Boy, was I shocked. Let me preface this by saying that I know risque when I see it; I’ve been to Paris Fashion Week. What surprised me the most was the sight of normal, average-looking women who, for some bizarre, elusive reason, felt confident enough to parade down the street in tiny tops that hardly covered anything.

It couldn’t have been the weather. It was 96 degrees, and I was sweating through my 100% merino wool seersucker suit while Gregor fanned me and poured ice down my neck, but we all have to suffer once in a while. Summer in New York in an increasingly hot climate is not a good enough reason to bare your shoulders in public. No, there was a larger force at work here.

For the next three days, I sat in front of the blasting AC unit and called every expert I could think of who might be able to answer the question of “If I hate how I look without my entire body covered, why doesn’t everyone else feel the same way?”

“The weather,” they all mostly agreed. I was not convinced. I knew there was something more, and I also knew I needed to come up with something good fast if I wanted any of this bullshit to get published.

The end of privacy.

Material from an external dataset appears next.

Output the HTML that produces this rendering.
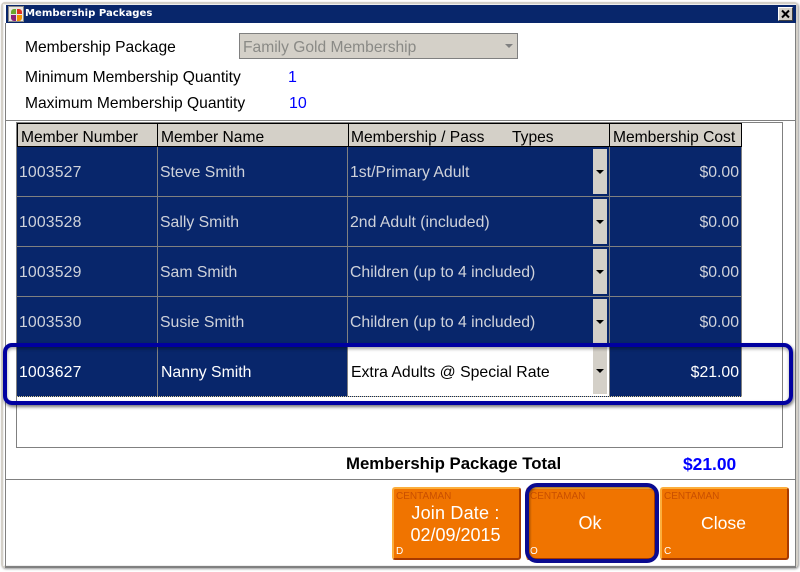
<!DOCTYPE html>
<html><head><meta charset="utf-8">
<style>
html,body{margin:0;padding:0;background:#fff;}
#r{position:relative;width:800px;height:572px;overflow:hidden;background:#fff;font-family:"Liberation Sans",sans-serif;font-size:15.6px;color:#000;}
#r div{position:absolute;box-sizing:border-box;}
.t{white-space:nowrap;line-height:20px;height:20px;margin-top:2px;}
.h{background:#d4d0c8;}
.c{color:#cfd2da;font-size:15.8px;}
.w{color:#fff;font-size:15.8px;}
.b{color:#0000ff;font-size:16px;}
.dd{background:#d4d0c8;width:14px;}
.ar{width:0;height:0;border-left:4px solid transparent;border-right:4px solid transparent;border-top:4px solid #000;}
.btn{background:#f07400;border-radius:3px;border-top:2px solid #fcae3c;border-left:2px solid #fcae3c;border-right:2px solid #a83a00;border-bottom:2px solid #a83a00;}
.cen{color:#c94f00;font-size:10px;line-height:12px;white-space:nowrap;margin-top:2px;}
.k{color:#fff;font-size:10px;line-height:12px;margin-top:2px;}
.bt{color:#fff;font-size:18px;line-height:20px;text-align:center;white-space:nowrap;}
</style></head><body>
<div id="r">
<!-- window frame -->
<div style="left:1px;top:2px;width:797px;height:566px;border:1px solid #d4d0c8;border-radius:4px;background:#d4d0c8;box-shadow:1px 1px 2px #999;"></div>
<div style="left:3px;top:4px;width:793px;height:562px;background:#fff;border:1px solid #eee;"></div>
<div style="left:5px;top:23px;width:1px;height:544px;background:#808080;"></div>
<div style="left:795px;top:23px;width:1px;height:544px;background:#808080;"></div>
<div style="left:5px;top:566px;width:791px;height:2px;background:#808080;"></div>
<!-- title -->
<div style="left:6px;top:5px;width:790px;height:18px;background:#08266b;"></div>
<div style="left:8px;top:6px;width:16px;height:16px;background:#e8e6e2;border:1px solid #888;"></div>
<div style="left:11px;top:9px;width:5px;height:5px;background:#6aa52e;border-top-left-radius:3px;"></div>
<div style="left:17px;top:9px;width:5px;height:5px;background:#e03020;border-top-right-radius:3px;"></div>
<div style="left:11px;top:15px;width:5px;height:6px;background:#8a1f78;border-bottom-left-radius:3px;"></div>
<div style="left:17px;top:15px;width:5px;height:6px;background:#f09000;border-bottom-right-radius:3px;"></div>
<div style="left:25px;top:5px;height:18px;line-height:18px;font-family:'DejaVu Sans',sans-serif;font-weight:bold;font-size:10.1px;color:#fff;white-space:nowrap;">Membership Packages</div>
<div style="left:778px;top:7px;width:15px;height:14px;background:#d4d0c8;border:1px solid;border-color:#fff #404040 #404040 #fff;"></div>
<svg style="position:absolute;left:778px;top:7px" width="15" height="14"><path d="M4 3.5L11 10.5M11 3.5L4 10.5" stroke="#000" stroke-width="2" fill="none"/></svg>
<!-- top labels -->
<div class="t" style="left:25px;top:36px;">Membership Package</div>
<div class="t" style="left:25px;top:66px;">Minimum Membership Quantity</div>
<div class="t" style="left:25px;top:92px;">Maximum Membership Quantity</div>
<div class="t b" style="left:288px;top:66px;">1</div>
<div class="t b" style="left:289px;top:92px;">10</div>
<div style="left:239px;top:33px;width:279px;height:26px;background:#d4d0c8;border:1px solid #808080;"></div>
<div class="t" style="left:243px;top:36px;color:#8a8a86;">Family Gold Membership</div>
<div class="ar" style="left:505px;top:44px;border-top-color:#808080;"></div>
<div style="left:6px;top:120px;width:789px;height:1px;background:#808080;"></div>
<!-- grid container -->
<div style="left:16px;top:122px;width:767px;height:326px;border:1px solid #808080;background:#fff;"></div>
<!-- header -->
<div class="h" style="left:17px;top:123px;width:725px;height:24px;border:1px solid #000;"></div>
<div style="left:157px;top:123px;width:1px;height:24px;background:#000;"></div>
<div style="left:348px;top:123px;width:1px;height:24px;background:#000;"></div>
<div style="left:609px;top:123px;width:1px;height:24px;background:#000;"></div>
<div class="t" style="left:21px;top:126px;">Member Number</div>
<div class="t" style="left:161px;top:126px;">Member Name</div>
<div class="t" style="left:351px;top:126px;">Membership / Pass</div>
<div class="t" style="left:512px;top:126px;">Types</div>
<div class="t" style="left:613px;top:126px;">Membership Cost</div>
<!-- body -->
<div style="left:17px;top:147px;width:725px;height:250px;background:#08266b;"></div>
<div style="left:17px;top:196px;width:725px;height:1px;background:#808080;"></div>
<div style="left:17px;top:246px;width:725px;height:1px;background:#808080;"></div>
<div style="left:17px;top:296px;width:725px;height:1px;background:#808080;"></div>
<div style="left:17px;top:346px;width:725px;height:1px;background:#808080;"></div>
<div style="left:157px;top:147px;width:1px;height:250px;background:#808080;"></div>
<div style="left:347px;top:147px;width:1px;height:250px;background:#808080;"></div>
<div style="left:609px;top:147px;width:1px;height:250px;background:#808080;"></div>
<div style="left:741px;top:147px;width:1px;height:250px;background:#808080;"></div>
<!-- rows -->
<div class="t c" style="left:19px;top:161px;letter-spacing:.15px;">1003527</div><div class="t c" style="left:160px;top:161px;">Steve Smith</div><div class="t c" style="left:350px;top:161px;">1st/Primary Adult</div><div class="t c" style="right:61px;top:161px;">$0.00</div>
<div class="dd" style="left:593px;top:149px;height:45px;"></div><div class="ar" style="left:596px;top:170px;"></div>
<div class="t c" style="left:19px;top:211px;letter-spacing:.15px;">1003528</div><div class="t c" style="left:160px;top:211px;">Sally Smith</div><div class="t c" style="left:350px;top:211px;">2nd Adult (included)</div><div class="t c" style="right:61px;top:211px;">$0.00</div>
<div class="dd" style="left:593px;top:199px;height:45px;"></div><div class="ar" style="left:596px;top:220px;"></div>
<div class="t c" style="left:19px;top:261px;letter-spacing:.15px;">1003529</div><div class="t c" style="left:160px;top:261px;">Sam Smith</div><div class="t c" style="left:350px;top:261px;">Children (up to 4 included)</div><div class="t c" style="right:61px;top:261px;">$0.00</div>
<div class="dd" style="left:593px;top:249px;height:45px;"></div><div class="ar" style="left:596px;top:270px;"></div>
<div class="t c" style="left:19px;top:311px;letter-spacing:.15px;">1003530</div><div class="t c" style="left:160px;top:311px;">Susie Smith</div><div class="t c" style="left:350px;top:311px;">Children (up to 4 included)</div><div class="t c" style="right:61px;top:311px;">$0.00</div>
<div class="dd" style="left:593px;top:299px;height:45px;"></div><div class="ar" style="left:596px;top:320px;"></div>
<!-- selected row -->
<div style="left:348px;top:347px;width:261px;height:49px;background:#fff;"></div>
<div style="left:17px;top:395px;width:725px;height:2px;border-bottom:1px dotted #d8c890;"></div>
<div class="t w" style="left:19px;top:361px;letter-spacing:.15px;">1003627</div><div class="t w" style="left:161px;top:361px;">Nanny Smith</div><div class="t" style="left:351px;top:361px;font-size:15.8px;">Extra Adults @ Special Rate</div><div class="t w" style="right:61px;top:361px;">$21.00</div>
<div class="dd" style="left:593px;top:347px;height:47px;"></div><div class="ar" style="left:596px;top:369px;"></div>
<!-- highlight -->
<div style="left:3px;top:343px;width:790px;height:62px;border:4px solid #0000a0;border-radius:9px;box-shadow:1px 2px 3px rgba(0,0,0,.55),inset 0 2px 3px rgba(0,0,0,.35);"></div>
<!-- total -->
<div class="t" style="left:346px;top:452px;font-weight:bold;font-size:16.8px;">Membership Package Total</div>
<div class="t b" style="left:683px;top:452px;font-weight:bold;font-size:17.4px;">$21.00</div>
<div style="left:6px;top:479px;width:789px;height:1px;background:#808080;"></div>
<!-- buttons -->
<div class="btn" style="left:392px;top:487px;width:129px;height:73px;"></div>
<div class="cen" style="left:396px;top:489px;">CENTAMAN</div>
<div class="bt" style="left:391px;top:503px;width:129px;letter-spacing:.2px;">Join Date :</div>
<div class="bt" style="left:391px;top:525px;width:129px;">02/09/2015</div>
<div class="k" style="left:396px;top:544px;">D</div>
<div class="btn" style="left:526px;top:487px;width:130px;height:73px;"></div>
<div class="cen" style="left:530px;top:489px;">CENTAMAN</div>
<div class="bt" style="left:525px;top:513px;width:130px;">Ok</div>
<div class="k" style="left:530px;top:544px;">O</div>
<div style="left:525px;top:483px;width:134px;height:80px;border:4px solid #0a0a90;border-radius:12px;box-shadow:inset 1px 1px 2px rgba(0,0,0,.4);"></div>
<div class="btn" style="left:660px;top:487px;width:129px;height:73px;"></div>
<div class="cen" style="left:664px;top:489px;">CENTAMAN</div>
<div class="bt" style="left:660px;top:513px;width:127px;font-size:17.6px;">Close</div>
<div class="k" style="left:664px;top:544px;">C</div>
</div>
</body></html>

Think about it, our deepest and darkest secrets are housed in our stomachs. Women keep all their secrets in their shoulders, and some even keep their secrets in their armpits. By exposing these parts to my photographer and me without their permission, they are signaling to the world that they poured ketchup in Lucy’s hair in 5th grade and they are proud of it.

Glancing up from my Harvest Bowl at Sweetgreen, I wiped an errant tear from my eye as I fixated on a woman walking down the street wearing a crop top and short shorts (I wrote that she was wearing nothing, but I totally lied). We locked eyes, and she flipped me off. It was then that I knew: this shit is gonna win me a Pulitzer.